Rows from a dataset of pages and code:
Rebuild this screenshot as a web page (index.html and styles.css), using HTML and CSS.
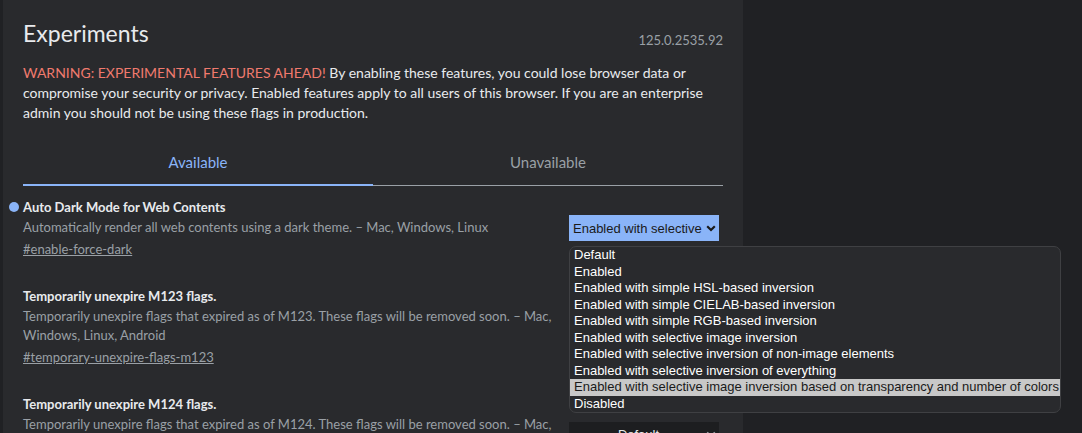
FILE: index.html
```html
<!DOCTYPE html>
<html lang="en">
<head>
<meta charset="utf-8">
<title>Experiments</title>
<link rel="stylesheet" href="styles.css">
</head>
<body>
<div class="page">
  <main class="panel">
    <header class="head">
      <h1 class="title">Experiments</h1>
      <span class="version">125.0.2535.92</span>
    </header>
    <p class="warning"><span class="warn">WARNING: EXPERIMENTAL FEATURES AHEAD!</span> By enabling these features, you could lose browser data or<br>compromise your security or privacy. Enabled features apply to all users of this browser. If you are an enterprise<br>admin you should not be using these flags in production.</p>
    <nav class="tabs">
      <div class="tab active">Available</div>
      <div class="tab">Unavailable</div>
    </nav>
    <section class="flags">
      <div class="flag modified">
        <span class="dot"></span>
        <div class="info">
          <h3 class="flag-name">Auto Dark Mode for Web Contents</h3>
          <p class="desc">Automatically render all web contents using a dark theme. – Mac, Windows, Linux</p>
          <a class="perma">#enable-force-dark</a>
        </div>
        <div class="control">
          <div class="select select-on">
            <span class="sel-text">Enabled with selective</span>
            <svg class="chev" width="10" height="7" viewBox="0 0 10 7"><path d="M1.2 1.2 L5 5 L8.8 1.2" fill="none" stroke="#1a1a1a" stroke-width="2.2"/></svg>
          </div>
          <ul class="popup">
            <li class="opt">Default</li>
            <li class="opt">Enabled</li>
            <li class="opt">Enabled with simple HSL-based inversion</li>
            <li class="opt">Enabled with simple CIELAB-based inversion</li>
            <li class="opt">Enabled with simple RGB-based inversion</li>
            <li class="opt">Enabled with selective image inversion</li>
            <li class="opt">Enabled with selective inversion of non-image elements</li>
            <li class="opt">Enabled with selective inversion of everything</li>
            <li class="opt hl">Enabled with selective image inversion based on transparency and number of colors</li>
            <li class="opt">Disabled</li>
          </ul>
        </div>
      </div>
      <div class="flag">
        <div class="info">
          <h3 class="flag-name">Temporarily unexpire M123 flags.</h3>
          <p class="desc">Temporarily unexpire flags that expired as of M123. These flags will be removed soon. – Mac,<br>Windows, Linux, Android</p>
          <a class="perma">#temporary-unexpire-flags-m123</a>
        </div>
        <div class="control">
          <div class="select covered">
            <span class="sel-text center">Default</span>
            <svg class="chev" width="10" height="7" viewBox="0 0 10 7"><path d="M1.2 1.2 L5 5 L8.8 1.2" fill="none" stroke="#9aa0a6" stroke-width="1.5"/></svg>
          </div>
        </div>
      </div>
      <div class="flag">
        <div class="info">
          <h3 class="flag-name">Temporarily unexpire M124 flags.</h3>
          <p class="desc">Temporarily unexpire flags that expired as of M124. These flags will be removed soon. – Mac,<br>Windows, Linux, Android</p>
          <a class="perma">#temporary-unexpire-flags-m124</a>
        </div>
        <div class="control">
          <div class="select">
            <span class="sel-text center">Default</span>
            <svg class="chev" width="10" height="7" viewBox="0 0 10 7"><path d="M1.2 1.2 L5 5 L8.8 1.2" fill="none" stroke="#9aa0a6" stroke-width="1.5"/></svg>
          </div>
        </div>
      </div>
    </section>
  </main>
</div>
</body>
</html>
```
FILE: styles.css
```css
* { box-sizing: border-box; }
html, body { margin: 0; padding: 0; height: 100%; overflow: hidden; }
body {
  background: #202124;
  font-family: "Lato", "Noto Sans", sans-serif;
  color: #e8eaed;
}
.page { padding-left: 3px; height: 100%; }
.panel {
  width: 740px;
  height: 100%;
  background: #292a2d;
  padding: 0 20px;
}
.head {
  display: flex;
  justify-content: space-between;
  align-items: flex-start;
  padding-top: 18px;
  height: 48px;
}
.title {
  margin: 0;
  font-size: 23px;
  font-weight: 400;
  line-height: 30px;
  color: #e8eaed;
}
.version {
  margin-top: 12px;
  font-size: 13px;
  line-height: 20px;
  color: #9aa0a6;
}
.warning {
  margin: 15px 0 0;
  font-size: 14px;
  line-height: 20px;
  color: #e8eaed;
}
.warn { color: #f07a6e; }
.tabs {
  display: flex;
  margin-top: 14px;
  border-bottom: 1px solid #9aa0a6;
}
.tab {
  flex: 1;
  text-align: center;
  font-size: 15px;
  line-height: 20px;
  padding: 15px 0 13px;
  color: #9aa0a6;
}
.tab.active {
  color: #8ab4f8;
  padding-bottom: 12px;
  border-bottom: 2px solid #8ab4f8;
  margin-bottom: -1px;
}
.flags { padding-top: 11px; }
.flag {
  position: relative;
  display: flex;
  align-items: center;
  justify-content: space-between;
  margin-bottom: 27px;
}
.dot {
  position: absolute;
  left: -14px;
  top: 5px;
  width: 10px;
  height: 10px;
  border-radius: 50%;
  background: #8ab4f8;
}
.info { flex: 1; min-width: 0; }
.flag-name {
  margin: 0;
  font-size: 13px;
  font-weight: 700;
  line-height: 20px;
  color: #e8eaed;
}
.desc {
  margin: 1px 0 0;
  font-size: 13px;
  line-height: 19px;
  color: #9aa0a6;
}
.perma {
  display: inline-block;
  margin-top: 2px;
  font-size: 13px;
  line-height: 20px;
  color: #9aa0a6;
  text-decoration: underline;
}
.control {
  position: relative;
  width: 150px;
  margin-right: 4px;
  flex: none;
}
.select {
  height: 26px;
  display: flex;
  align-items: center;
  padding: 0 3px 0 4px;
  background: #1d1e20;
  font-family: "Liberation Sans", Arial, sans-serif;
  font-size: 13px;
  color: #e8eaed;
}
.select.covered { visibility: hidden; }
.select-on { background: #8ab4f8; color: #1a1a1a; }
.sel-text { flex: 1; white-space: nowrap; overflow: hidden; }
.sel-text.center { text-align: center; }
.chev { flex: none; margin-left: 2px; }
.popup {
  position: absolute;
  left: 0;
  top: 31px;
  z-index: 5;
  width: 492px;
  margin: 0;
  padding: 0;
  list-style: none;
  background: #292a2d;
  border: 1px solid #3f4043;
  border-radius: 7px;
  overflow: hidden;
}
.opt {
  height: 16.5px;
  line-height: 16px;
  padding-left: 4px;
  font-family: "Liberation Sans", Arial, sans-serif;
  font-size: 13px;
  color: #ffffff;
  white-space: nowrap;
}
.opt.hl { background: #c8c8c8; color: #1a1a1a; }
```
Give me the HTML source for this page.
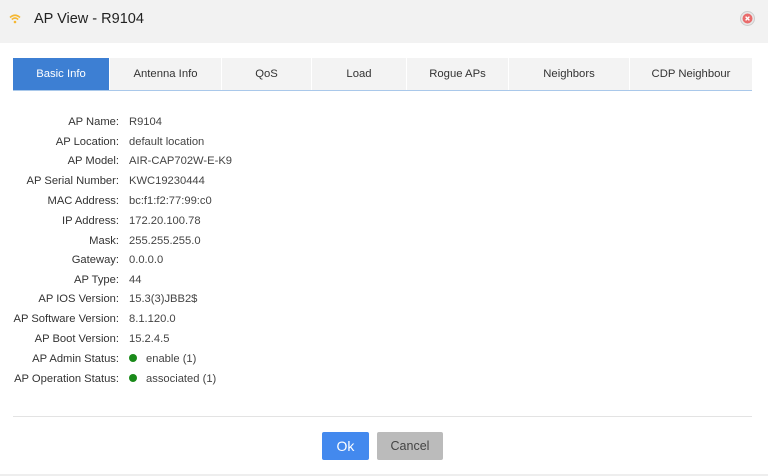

**GOAL:**
Without including any picture, repeat the data exactly.

**ANSWER FOR THE TASK:**
Rebuild this screenshot as a web page (index.html and styles.css), using HTML and CSS.
FILE: index.html
```html
<!DOCTYPE html>
<html lang="en">
<head>
<meta charset="utf-8">
<title>Experiments</title>
<link rel="stylesheet" href="styles.css">
</head>
<body>
<div class="page">
  <main class="panel">
    <header class="head">
      <h1 class="title">Experiments</h1>
      <span class="version">125.0.2535.92</span>
    </header>
    <p class="warning"><span class="warn">WARNING: EXPERIMENTAL FEATURES AHEAD!</span> By enabling these features, you could lose browser data or<br>compromise your security or privacy. Enabled features apply to all users of this browser. If you are an enterprise<br>admin you should not be using these flags in production.</p>
    <nav class="tabs">
      <div class="tab active">Available</div>
      <div class="tab">Unavailable</div>
    </nav>
    <section class="flags">
      <div class="flag modified">
        <span class="dot"></span>
        <div class="info">
          <h3 class="flag-name">Auto Dark Mode for Web Contents</h3>
          <p class="desc">Automatically render all web contents using a dark theme. – Mac, Windows, Linux</p>
          <a class="perma">#enable-force-dark</a>
        </div>
        <div class="control">
          <div class="select select-on">
            <span class="sel-text">Enabled with selective</span>
            <svg class="chev" width="10" height="7" viewBox="0 0 10 7"><path d="M1.2 1.2 L5 5 L8.8 1.2" fill="none" stroke="#1a1a1a" stroke-width="2.2"/></svg>
          </div>
          <ul class="popup">
            <li class="opt">Default</li>
            <li class="opt">Enabled</li>
            <li class="opt">Enabled with simple HSL-based inversion</li>
            <li class="opt">Enabled with simple CIELAB-based inversion</li>
            <li class="opt">Enabled with simple RGB-based inversion</li>
            <li class="opt">Enabled with selective image inversion</li>
            <li class="opt">Enabled with selective inversion of non-image elements</li>
            <li class="opt">Enabled with selective inversion of everything</li>
            <li class="opt hl">Enabled with selective image inversion based on transparency and number of colors</li>
            <li class="opt">Disabled</li>
          </ul>
        </div>
      </div>
      <div class="flag">
        <div class="info">
          <h3 class="flag-name">Temporarily unexpire M123 flags.</h3>
          <p class="desc">Temporarily unexpire flags that expired as of M123. These flags will be removed soon. – Mac,<br>Windows, Linux, Android</p>
          <a class="perma">#temporary-unexpire-flags-m123</a>
        </div>
        <div class="control">
          <div class="select covered">
            <span class="sel-text center">Default</span>
            <svg class="chev" width="10" height="7" viewBox="0 0 10 7"><path d="M1.2 1.2 L5 5 L8.8 1.2" fill="none" stroke="#9aa0a6" stroke-width="1.5"/></svg>
          </div>
        </div>
      </div>
      <div class="flag">
        <div class="info">
          <h3 class="flag-name">Temporarily unexpire M124 flags.</h3>
          <p class="desc">Temporarily unexpire flags that expired as of M124. These flags will be removed soon. – Mac,<br>Windows, Linux, Android</p>
          <a class="perma">#temporary-unexpire-flags-m124</a>
        </div>
        <div class="control">
          <div class="select">
            <span class="sel-text center">Default</span>
            <svg class="chev" width="10" height="7" viewBox="0 0 10 7"><path d="M1.2 1.2 L5 5 L8.8 1.2" fill="none" stroke="#9aa0a6" stroke-width="1.5"/></svg>
          </div>
        </div>
      </div>
    </section>
  </main>
</div>
</body>
</html>
```
FILE: styles.css
```css
* { box-sizing: border-box; }
html, body { margin: 0; padding: 0; height: 100%; overflow: hidden; }
body {
  background: #202124;
  font-family: "Lato", "Noto Sans", sans-serif;
  color: #e8eaed;
}
.page { padding-left: 3px; height: 100%; }
.panel {
  width: 740px;
  height: 100%;
  background: #292a2d;
  padding: 0 20px;
}
.head {
  display: flex;
  justify-content: space-between;
  align-items: flex-start;
  padding-top: 18px;
  height: 48px;
}
.title {
  margin: 0;
  font-size: 23px;
  font-weight: 400;
  line-height: 30px;
  color: #e8eaed;
}
.version {
  margin-top: 12px;
  font-size: 13px;
  line-height: 20px;
  color: #9aa0a6;
}
.warning {
  margin: 15px 0 0;
  font-size: 14px;
  line-height: 20px;
  color: #e8eaed;
}
.warn { color: #f07a6e; }
.tabs {
  display: flex;
  margin-top: 14px;
  border-bottom: 1px solid #9aa0a6;
}
.tab {
  flex: 1;
  text-align: center;
  font-size: 15px;
  line-height: 20px;
  padding: 15px 0 13px;
  color: #9aa0a6;
}
.tab.active {
  color: #8ab4f8;
  padding-bottom: 12px;
  border-bottom: 2px solid #8ab4f8;
  margin-bottom: -1px;
}
.flags { padding-top: 11px; }
.flag {
  position: relative;
  display: flex;
  align-items: center;
  justify-content: space-between;
  margin-bottom: 27px;
}
.dot {
  position: absolute;
  left: -14px;
  top: 5px;
  width: 10px;
  height: 10px;
  border-radius: 50%;
  background: #8ab4f8;
}
.info { flex: 1; min-width: 0; }
.flag-name {
  margin: 0;
  font-size: 13px;
  font-weight: 700;
  line-height: 20px;
  color: #e8eaed;
}
.desc {
  margin: 1px 0 0;
  font-size: 13px;
  line-height: 19px;
  color: #9aa0a6;
}
.perma {
  display: inline-block;
  margin-top: 2px;
  font-size: 13px;
  line-height: 20px;
  color: #9aa0a6;
  text-decoration: underline;
}
.control {
  position: relative;
  width: 150px;
  margin-right: 4px;
  flex: none;
}
.select {
  height: 26px;
  display: flex;
  align-items: center;
  padding: 0 3px 0 4px;
  background: #1d1e20;
  font-family: "Liberation Sans", Arial, sans-serif;
  font-size: 13px;
  color: #e8eaed;
}
.select.covered { visibility: hidden; }
.select-on { background: #8ab4f8; color: #1a1a1a; }
.sel-text { flex: 1; white-space: nowrap; overflow: hidden; }
.sel-text.center { text-align: center; }
.chev { flex: none; margin-left: 2px; }
.popup {
  position: absolute;
  left: 0;
  top: 31px;
  z-index: 5;
  width: 492px;
  margin: 0;
  padding: 0;
  list-style: none;
  background: #292a2d;
  border: 1px solid #3f4043;
  border-radius: 7px;
  overflow: hidden;
}
.opt {
  height: 16.5px;
  line-height: 16px;
  padding-left: 4px;
  font-family: "Liberation Sans", Arial, sans-serif;
  font-size: 13px;
  color: #ffffff;
  white-space: nowrap;
}
.opt.hl { background: #c8c8c8; color: #1a1a1a; }
```
Give me the HTML source for this page.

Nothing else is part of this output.